THE PRESS AND RADIO
Whether or not the first printing press in North Dakota, brought to St. Joseph (Walhalla) by Rev. Alonzo Barnard in 1848, was ever used in the State is a matter of conjecture. When Mr. Barnard, a Presbyterian minister, was transferred to Dakota, he took his press—a gift from students at Oberlin College—overland from the Cass Lake (Minnesota) Reservation to Red Lake, by canoe across the lake and down the Red Lake and Red Rivers to Pembina, then by oxcart to St. Joe. Here he may have used it, as he did in Minnesota, to publish news letters and pamphlets for his parishioners, but nothing printed on it in North Dakota has been preserved.

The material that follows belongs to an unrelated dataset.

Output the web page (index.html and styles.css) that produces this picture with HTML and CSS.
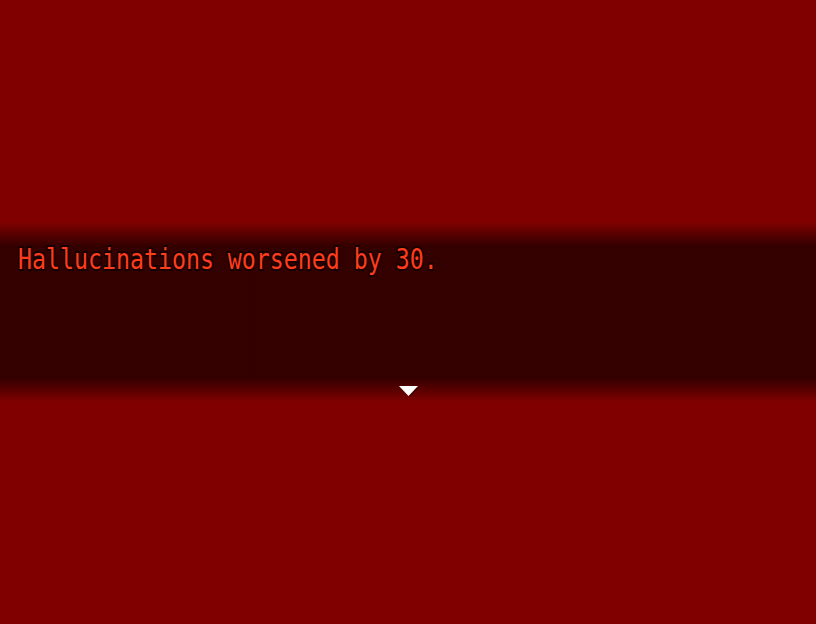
FILE: index.html
```html
<!DOCTYPE html>
<html>
<head>
<meta charset="utf-8">
<link rel="stylesheet" href="styles.css">
</head>
<body>
<div class="screen">
  <div class="message-window">
    <div class="message-text"><span class="line">Hallucinations worsened by 30.</span></div>
    <svg class="pause-sign" width="24" height="14" viewBox="0 0 24 14">
      <polygon points="3,2 22,2 13,12" fill="rgba(0,0,0,0.35)"/>
      <polygon points="2,1 21,1 11.5,11" fill="#ffffff"/>
    </svg>
  </div>
</div>
</body>
</html>
```
FILE: styles.css
```css
html, body {
  margin: 0;
  padding: 0;
}
body {
  width: 816px;
  height: 624px;
  overflow: hidden;
  background: #800000;
}
.screen {
  width: 816px;
  height: 624px;
  display: flex;
  flex-direction: column;
  justify-content: center;
}
.message-window {
  position: relative;
  height: 180px;
  box-sizing: border-box;
  padding: 20px 18px 18px;
  background: linear-gradient(to bottom,
    rgba(0,0,0,0) 0px,
    rgba(0,0,0,0.6) 24px,
    rgba(0,0,0,0.6) calc(100% - 24px),
    rgba(0,0,0,0) 100%);
}
.message-text {
  font-family: "DejaVu Sans Mono", monospace;
  font-size: 28px;
  line-height: 36px;
  color: #ff3c1c;
  white-space: pre;
}
.line {
  display: inline-block;
  transform: scaleX(0.83);
  transform-origin: 0 0;
  -webkit-text-stroke: 4px rgba(0,0,0,0.5);
  paint-order: stroke fill;
}
.pause-sign {
  position: absolute;
  left: 397px;
  top: 163px;
}
```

The first North Dakota publication was probably the Frontier Scout, a short-lived four-page, three-column sheet which made its appearance at Fort Union in July 1864. In the following year its successor, the Pioneer Scout, was issued at Fort Rice and, according to its editors, "published weekly by the First U. S. V. Infantry for the edification of the people of Dacotah, both civilized and savage; and as 'green' spots and 'green' backs are so few, we will not mention terms, but bid it, like the grace of God, go free." The editors further declared that "every article in this paper is original and sees the light of day for the first time."
Journalistic activity lapsed subsequent to these military literary efforts, and was not revived until the railroad and the resultant influx of settlers in 1872 brought the new Territory to the attention of Minnesota editors. Col. Clement A. Lounsberry, sent by the Minneapolis Tribune to cover colonization in the Fargo area, went on to Bismarck where, on July 11, 1873, the first number of his own paper, the Bismarck Tribune, appeared. First a weekly and later a daily, it has been published continuously since that time, missing only one edition, and on that occasion newsboys distributed hastily printed handbills containing formal notice that the Tribune plant had been destroyed by fire (see Bismarck).

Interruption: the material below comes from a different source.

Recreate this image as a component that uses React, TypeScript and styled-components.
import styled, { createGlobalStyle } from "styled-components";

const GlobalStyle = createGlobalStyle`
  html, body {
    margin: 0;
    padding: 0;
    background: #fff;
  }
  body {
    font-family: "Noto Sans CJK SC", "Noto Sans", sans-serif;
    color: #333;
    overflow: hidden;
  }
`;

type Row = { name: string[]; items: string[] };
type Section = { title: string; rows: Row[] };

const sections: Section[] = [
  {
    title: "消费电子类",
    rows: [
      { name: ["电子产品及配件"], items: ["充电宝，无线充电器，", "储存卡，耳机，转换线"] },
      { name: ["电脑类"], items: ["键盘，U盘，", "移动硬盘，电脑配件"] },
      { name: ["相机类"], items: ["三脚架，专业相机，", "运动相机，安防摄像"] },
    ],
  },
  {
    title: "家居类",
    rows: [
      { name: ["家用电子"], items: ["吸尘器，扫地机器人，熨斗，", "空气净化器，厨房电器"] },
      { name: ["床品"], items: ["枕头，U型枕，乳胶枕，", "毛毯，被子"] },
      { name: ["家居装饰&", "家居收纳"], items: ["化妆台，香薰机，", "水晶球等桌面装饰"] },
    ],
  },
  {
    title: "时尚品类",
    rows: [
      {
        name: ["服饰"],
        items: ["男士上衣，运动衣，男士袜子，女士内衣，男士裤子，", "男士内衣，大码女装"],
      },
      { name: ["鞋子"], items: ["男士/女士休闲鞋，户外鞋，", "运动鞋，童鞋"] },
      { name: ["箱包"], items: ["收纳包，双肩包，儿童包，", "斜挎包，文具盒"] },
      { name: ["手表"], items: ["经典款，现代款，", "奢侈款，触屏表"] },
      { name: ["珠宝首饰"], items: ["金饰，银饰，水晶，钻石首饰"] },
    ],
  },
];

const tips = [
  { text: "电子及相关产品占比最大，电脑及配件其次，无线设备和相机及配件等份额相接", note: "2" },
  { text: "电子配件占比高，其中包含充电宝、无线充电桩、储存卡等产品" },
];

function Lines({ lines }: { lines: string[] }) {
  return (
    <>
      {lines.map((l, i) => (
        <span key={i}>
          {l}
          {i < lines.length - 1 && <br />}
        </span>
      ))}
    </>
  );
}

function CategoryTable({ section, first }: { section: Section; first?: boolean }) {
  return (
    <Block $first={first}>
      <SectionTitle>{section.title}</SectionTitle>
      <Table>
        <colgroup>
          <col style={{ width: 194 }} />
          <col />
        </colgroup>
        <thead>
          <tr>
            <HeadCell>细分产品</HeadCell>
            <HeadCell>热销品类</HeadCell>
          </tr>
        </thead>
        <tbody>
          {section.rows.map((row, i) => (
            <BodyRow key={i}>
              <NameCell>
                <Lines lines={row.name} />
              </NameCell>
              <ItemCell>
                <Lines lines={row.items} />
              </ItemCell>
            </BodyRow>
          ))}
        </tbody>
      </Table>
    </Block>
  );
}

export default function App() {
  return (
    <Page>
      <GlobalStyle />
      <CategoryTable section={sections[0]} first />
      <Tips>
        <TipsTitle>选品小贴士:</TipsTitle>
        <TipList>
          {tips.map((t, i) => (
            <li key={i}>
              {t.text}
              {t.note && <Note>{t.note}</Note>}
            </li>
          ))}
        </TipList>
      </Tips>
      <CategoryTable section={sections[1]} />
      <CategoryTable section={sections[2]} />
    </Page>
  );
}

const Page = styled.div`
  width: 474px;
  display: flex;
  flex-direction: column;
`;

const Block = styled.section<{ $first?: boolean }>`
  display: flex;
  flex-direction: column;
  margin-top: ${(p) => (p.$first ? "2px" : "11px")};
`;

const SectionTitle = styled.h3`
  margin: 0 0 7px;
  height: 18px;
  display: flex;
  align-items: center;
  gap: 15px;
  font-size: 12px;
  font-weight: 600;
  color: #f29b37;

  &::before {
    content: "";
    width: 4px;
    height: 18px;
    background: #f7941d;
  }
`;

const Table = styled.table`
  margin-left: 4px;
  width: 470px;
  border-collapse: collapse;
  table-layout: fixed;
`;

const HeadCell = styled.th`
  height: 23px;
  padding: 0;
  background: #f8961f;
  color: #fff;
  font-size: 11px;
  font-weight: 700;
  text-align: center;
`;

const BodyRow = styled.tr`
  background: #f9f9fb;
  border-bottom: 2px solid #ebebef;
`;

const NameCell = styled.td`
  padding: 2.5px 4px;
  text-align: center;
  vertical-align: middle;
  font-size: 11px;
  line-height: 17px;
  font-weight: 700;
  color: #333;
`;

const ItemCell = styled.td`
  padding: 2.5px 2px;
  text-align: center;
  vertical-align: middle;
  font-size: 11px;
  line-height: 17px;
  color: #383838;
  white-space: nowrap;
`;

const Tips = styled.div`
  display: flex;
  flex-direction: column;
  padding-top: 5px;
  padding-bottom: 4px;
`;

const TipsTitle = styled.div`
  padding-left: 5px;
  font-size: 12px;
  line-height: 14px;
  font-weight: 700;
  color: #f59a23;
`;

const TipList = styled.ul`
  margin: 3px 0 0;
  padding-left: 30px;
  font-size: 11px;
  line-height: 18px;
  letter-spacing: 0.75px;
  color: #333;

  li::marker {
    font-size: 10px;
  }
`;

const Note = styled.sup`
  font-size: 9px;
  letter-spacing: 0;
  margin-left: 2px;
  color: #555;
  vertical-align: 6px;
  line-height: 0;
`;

Early journalism in the Fargo area was stimulated by the offer of the Wells-Fargo Express Company to give a cash bonus for a paper appearing under the name of the Fargo Express. First and unsuccessful bidder for the bonus was a sheet bearing the correct name, but printed at Glyndon, Minn. The prize was awarded in 1874 to a Fargo-printed publication. Between 1874 and 1891 several other papers were issued, to be merged finally in the Fargo Forum in 1891.
In 1874 the Grand Forks Plaindealer was founded; five years later the Herald was also in the field, and eventually absorbed the Plaindealer (see Grand Forks).
With the beginning of settlement newspapers sprang up quickly in the other new towns of Dakota, so that when North Dakota was admitted to the Union in 1889, it had 125 periodicals. Many so-called newspapers were nothing more than a final proof-sheet, printed in order that settlers might comply with the homesteading law which required publication of notice of final claim. The cost of establishing such a paper was slight. Official notices, an occasional advertisement, and a few local news items were all it contained. If the editor could win the favor of the United States Land Office registrar, who usually designated the official paper, he might obtain one hundred or more notices an issue; these at $5 each made his income quite substantial. Often the paper was short-lived, but the editor usually remained in the State, setting up his type cases and presses in some promising small town and starting an actual weekly paper. Many villages had two or more rival papers for a time, and the number of publications increased rapidly; in 1904 there were 265 in the State, and in 1919 a high of 336 was reached. The weekly papers were widely read and often had great political influence.
Improved transportation facilities, however, led to the retreat of the weeklies before the increasing circulation of the daily papers. North Dakota now has 196 publications including 11 dailies and 4 trade journals.